## BEGIN

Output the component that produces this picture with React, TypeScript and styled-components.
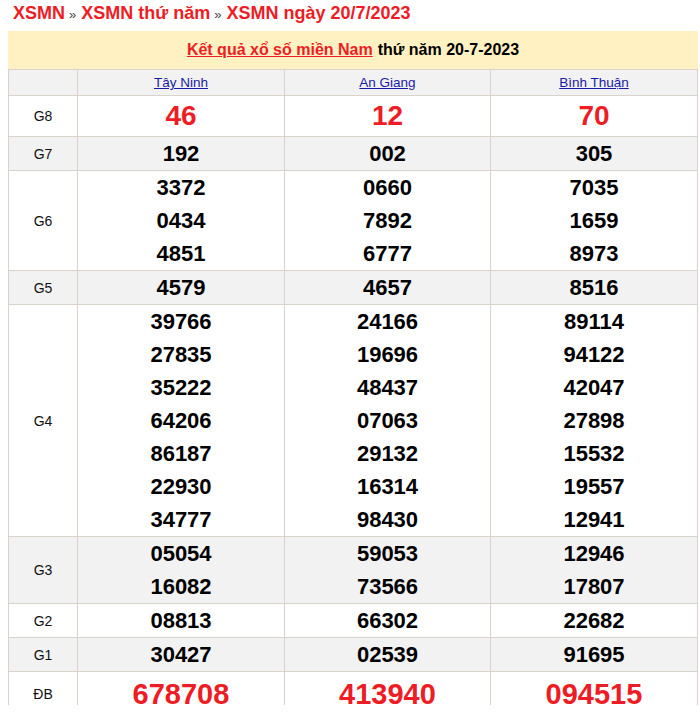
import React from "react";
import styled, { createGlobalStyle } from "styled-components";

const Global = createGlobalStyle`
  html, body { margin: 0; padding: 0; background: #fff; }
  body { font-family: "Liberation Sans", Arial, sans-serif; }
`;

const Page = styled.div`
  height: 705px;
  overflow: hidden;
  padding: 0 8px;
  box-sizing: border-box;
  width: 700px;
`;

const Breadcrumb = styled.div`
  height: 31px;
  line-height: 27px;
  padding-left: 5px;
  font-size: 18px;
  font-weight: bold;
  color: #ee1c25;
  white-space: nowrap;
`;

const Sep = styled.span`
  font-size: 13px;
  color: #444;
  font-weight: normal;
  padding: 0 5px 0 4px;
`;

const TitleBar = styled.div`
  width: 690px;
  height: 38px;
  background: #fff1c1;
  display: flex;
  align-items: center;
  justify-content: center;
  font-size: 16px;
  font-weight: bold;
  color: #000;
`;

const TitleLink = styled.a`
  color: #ee1c25;
  text-decoration: underline;
  margin-right: 5px;
`;

const Table = styled.div`
  width: 690px;
  border-left: 1px solid #d9d3cb;
  box-sizing: border-box;
`;

const Row = styled.div<{ $alt?: boolean; $top?: boolean }>`
  display: grid;
  grid-template-columns: 69px 207px 206px 207px;
  background: ${(p) => (p.$alt ? "#f2f2f2" : "#fff")};
  border-top: ${(p) => (p.$top ? "1px solid #d9d3cb" : "none")};
`;

const Cell = styled.div`
  border-right: 1px solid #d9d3cb;
  border-bottom: 1px solid #d9d3cb;
  display: flex;
  flex-direction: column;
  align-items: center;
  justify-content: center;
  box-sizing: border-box;
`;

const Label = styled(Cell)`
  font-size: 14px;
  color: #111;
`;

const HeadCell = styled(Cell)`
  height: 26px;
  font-size: 13.5px;
`;

const Province = styled.a`
  color: #1a1aa8;
  text-decoration: underline;
`;

const Num = styled.div<{ $size: "normal" | "big" | "special" }>`
  font-weight: bold;
  font-size: ${(p) => (p.$size === "normal" ? "22px" : p.$size === "big" ? "28px" : "29px")};
  line-height: ${(p) => (p.$size === "normal" ? "33px" : p.$size === "big" ? "40px" : "44px")};
  color: ${(p) => (p.$size === "normal" ? "#000" : "#ee1c25")};
`;

type Prize = { label: string; values: string[][]; size: "normal" | "big" | "special" };

const prizes: Prize[] = [
  { label: "G8", size: "big", values: [["46"], ["12"], ["70"]] },
  { label: "G7", size: "normal", values: [["192"], ["002"], ["305"]] },
  {
    label: "G6",
    size: "normal",
    values: [
      ["3372", "0434", "4851"],
      ["0660", "7892", "6777"],
      ["7035", "1659", "8973"],
    ],
  },
  { label: "G5", size: "normal", values: [["4579"], ["4657"], ["8516"]] },
  {
    label: "G4",
    size: "normal",
    values: [
      ["39766", "27835", "35222", "64206", "86187", "22930", "34777"],
      ["24166", "19696", "48437", "07063", "29132", "16314", "98430"],
      ["89114", "94122", "42047", "27898", "15532", "19557", "12941"],
    ],
  },
  {
    label: "G3",
    size: "normal",
    values: [
      ["05054", "16082"],
      ["59053", "73566"],
      ["12946", "17807"],
    ],
  },
  { label: "G2", size: "normal", values: [["08813"], ["66302"], ["22682"]] },
  { label: "G1", size: "normal", values: [["30427"], ["02539"], ["91695"]] },
  { label: "ĐB", size: "special", values: [["678708"], ["413940"], ["094515"]] },
];

const provinces = ["Tây Ninh", "An Giang", "Bình Thuận"];

export default function App() {
  return (
    <>
      <Global />
      <Page>
        <Breadcrumb>
          XSMN<Sep>»</Sep>XSMN thứ năm<Sep>»</Sep>XSMN ngày 20/7/2023
        </Breadcrumb>
        <TitleBar>
          <TitleLink href="#">Kết quả xổ số miền Nam</TitleLink>
          thứ năm 20-7-2023
        </TitleBar>
        <Table>
          <Row $alt $top>
            <HeadCell />
            {provinces.map((p) => (
              <HeadCell key={p}>
                <Province href="#">{p}</Province>
              </HeadCell>
            ))}
          </Row>
          {prizes.map((prize, i) => (
            <Row key={prize.label} $alt={i % 2 === 1}>
              <Label>{prize.label}</Label>
              {prize.values.map((col, j) => (
                <Cell key={j}>
                  {col.map((v) => (
                    <Num key={v} $size={prize.size}>
                      {v}
                    </Num>
                  ))}
                </Cell>
              ))}
            </Row>
          ))}
        </Table>
      </Page>
    </>
  );
}
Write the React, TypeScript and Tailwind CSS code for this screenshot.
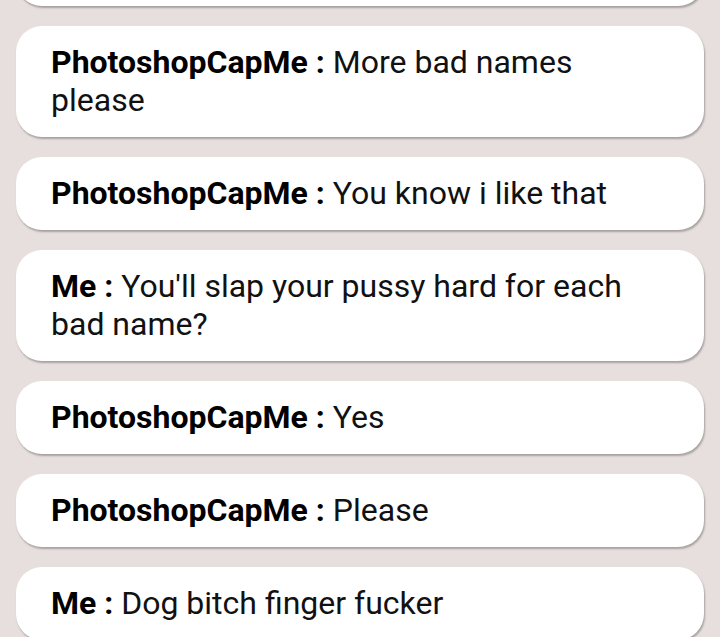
const messages = [
  { from: "PhotoshopCapMe", text: "Please" },
  { from: "PhotoshopCapMe", text: "More bad names please" },
  { from: "PhotoshopCapMe", text: "You know i like that" },
  { from: "Me", text: "You'll slap your pussy hard for each bad name?" },
  { from: "PhotoshopCapMe", text: "Yes" },
  { from: "PhotoshopCapMe", text: "Please" },
  { from: "Me", text: "Dog bitch finger fucker" },
]

function Bubble(props: { from: string; text: string }) {
  return (
    <div className="bg-white rounded-[26px] pl-[35px] pr-[40px] pt-[17px] pb-[18px] shadow-[1px_2px_2px_rgba(0,0,0,0.28)]">
      <p className="text-[32px] leading-[38px] text-[#111]">
        <span className="font-bold text-black">{props.from} :</span> {props.text}
      </p>
    </div>
  )
}

export default function App() {
  return (
    <div
      className="w-[720px] h-[637px] overflow-hidden bg-[#e7dfde]"
      style={{ fontFamily: "Roboto, 'Liberation Sans', sans-serif" }}
    >
      <div className="flex flex-col gap-[20px] px-[16px] mt-[-67px]">
        {messages.map((m, i) => (
          <Bubble key={i} from={m.from} text={m.text} />
        ))}
      </div>
    </div>
  )
}
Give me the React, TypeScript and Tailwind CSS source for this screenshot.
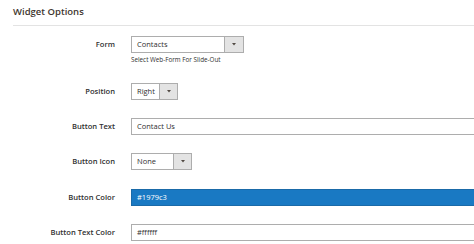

## END

## DIRECTIONS
Reproduce all the entries that precede this task, word for word, minus any pictures.

## IN RESPONSE
Output the component that produces this picture with React, TypeScript and styled-components.
import React from "react";
import styled, { createGlobalStyle } from "styled-components";

const Global = createGlobalStyle`
  html, body { margin: 0; padding: 0; background: #fff; }
  body { font-family: "Liberation Sans", Arial, sans-serif; }
`;

const Page = styled.div`
  height: 705px;
  overflow: hidden;
  padding: 0 8px;
  box-sizing: border-box;
  width: 700px;
`;

const Breadcrumb = styled.div`
  height: 31px;
  line-height: 27px;
  padding-left: 5px;
  font-size: 18px;
  font-weight: bold;
  color: #ee1c25;
  white-space: nowrap;
`;

const Sep = styled.span`
  font-size: 13px;
  color: #444;
  font-weight: normal;
  padding: 0 5px 0 4px;
`;

const TitleBar = styled.div`
  width: 690px;
  height: 38px;
  background: #fff1c1;
  display: flex;
  align-items: center;
  justify-content: center;
  font-size: 16px;
  font-weight: bold;
  color: #000;
`;

const TitleLink = styled.a`
  color: #ee1c25;
  text-decoration: underline;
  margin-right: 5px;
`;

const Table = styled.div`
  width: 690px;
  border-left: 1px solid #d9d3cb;
  box-sizing: border-box;
`;

const Row = styled.div<{ $alt?: boolean; $top?: boolean }>`
  display: grid;
  grid-template-columns: 69px 207px 206px 207px;
  background: ${(p) => (p.$alt ? "#f2f2f2" : "#fff")};
  border-top: ${(p) => (p.$top ? "1px solid #d9d3cb" : "none")};
`;

const Cell = styled.div`
  border-right: 1px solid #d9d3cb;
  border-bottom: 1px solid #d9d3cb;
  display: flex;
  flex-direction: column;
  align-items: center;
  justify-content: center;
  box-sizing: border-box;
`;

const Label = styled(Cell)`
  font-size: 14px;
  color: #111;
`;

const HeadCell = styled(Cell)`
  height: 26px;
  font-size: 13.5px;
`;

const Province = styled.a`
  color: #1a1aa8;
  text-decoration: underline;
`;

const Num = styled.div<{ $size: "normal" | "big" | "special" }>`
  font-weight: bold;
  font-size: ${(p) => (p.$size === "normal" ? "22px" : p.$size === "big" ? "28px" : "29px")};
  line-height: ${(p) => (p.$size === "normal" ? "33px" : p.$size === "big" ? "40px" : "44px")};
  color: ${(p) => (p.$size === "normal" ? "#000" : "#ee1c25")};
`;

type Prize = { label: string; values: string[][]; size: "normal" | "big" | "special" };

const prizes: Prize[] = [
  { label: "G8", size: "big", values: [["46"], ["12"], ["70"]] },
  { label: "G7", size: "normal", values: [["192"], ["002"], ["305"]] },
  {
    label: "G6",
    size: "normal",
    values: [
      ["3372", "0434", "4851"],
      ["0660", "7892", "6777"],
      ["7035", "1659", "8973"],
    ],
  },
  { label: "G5", size: "normal", values: [["4579"], ["4657"], ["8516"]] },
  {
    label: "G4",
    size: "normal",
    values: [
      ["39766", "27835", "35222", "64206", "86187", "22930", "34777"],
      ["24166", "19696", "48437", "07063", "29132", "16314", "98430"],
      ["89114", "94122", "42047", "27898", "15532", "19557", "12941"],
    ],
  },
  {
    label: "G3",
    size: "normal",
    values: [
      ["05054", "16082"],
      ["59053", "73566"],
      ["12946", "17807"],
    ],
  },
  { label: "G2", size: "normal", values: [["08813"], ["66302"], ["22682"]] },
  { label: "G1", size: "normal", values: [["30427"], ["02539"], ["91695"]] },
  { label: "ĐB", size: "special", values: [["678708"], ["413940"], ["094515"]] },
];

const provinces = ["Tây Ninh", "An Giang", "Bình Thuận"];

export default function App() {
  return (
    <>
      <Global />
      <Page>
        <Breadcrumb>
          XSMN<Sep>»</Sep>XSMN thứ năm<Sep>»</Sep>XSMN ngày 20/7/2023
        </Breadcrumb>
        <TitleBar>
          <TitleLink href="#">Kết quả xổ số miền Nam</TitleLink>
          thứ năm 20-7-2023
        </TitleBar>
        <Table>
          <Row $alt $top>
            <HeadCell />
            {provinces.map((p) => (
              <HeadCell key={p}>
                <Province href="#">{p}</Province>
              </HeadCell>
            ))}
          </Row>
          {prizes.map((prize, i) => (
            <Row key={prize.label} $alt={i % 2 === 1}>
              <Label>{prize.label}</Label>
              {prize.values.map((col, j) => (
                <Cell key={j}>
                  {col.map((v) => (
                    <Num key={v} $size={prize.size}>
                      {v}
                    </Num>
                  ))}
                </Cell>
              ))}
            </Row>
          ))}
        </Table>
      </Page>
    </>
  );
}
Write the React, TypeScript and Tailwind CSS code for this screenshot.
const messages = [
  { from: "PhotoshopCapMe", text: "Please" },
  { from: "PhotoshopCapMe", text: "More bad names please" },
  { from: "PhotoshopCapMe", text: "You know i like that" },
  { from: "Me", text: "You'll slap your pussy hard for each bad name?" },
  { from: "PhotoshopCapMe", text: "Yes" },
  { from: "PhotoshopCapMe", text: "Please" },
  { from: "Me", text: "Dog bitch finger fucker" },
]

function Bubble(props: { from: string; text: string }) {
  return (
    <div className="bg-white rounded-[26px] pl-[35px] pr-[40px] pt-[17px] pb-[18px] shadow-[1px_2px_2px_rgba(0,0,0,0.28)]">
      <p className="text-[32px] leading-[38px] text-[#111]">
        <span className="font-bold text-black">{props.from} :</span> {props.text}
      </p>
    </div>
  )
}

export default function App() {
  return (
    <div
      className="w-[720px] h-[637px] overflow-hidden bg-[#e7dfde]"
      style={{ fontFamily: "Roboto, 'Liberation Sans', sans-serif" }}
    >
      <div className="flex flex-col gap-[20px] px-[16px] mt-[-67px]">
        {messages.map((m, i) => (
          <Bubble key={i} from={m.from} text={m.text} />
        ))}
      </div>
    </div>
  )
}
Give me the React, TypeScript and Tailwind CSS source for this screenshot.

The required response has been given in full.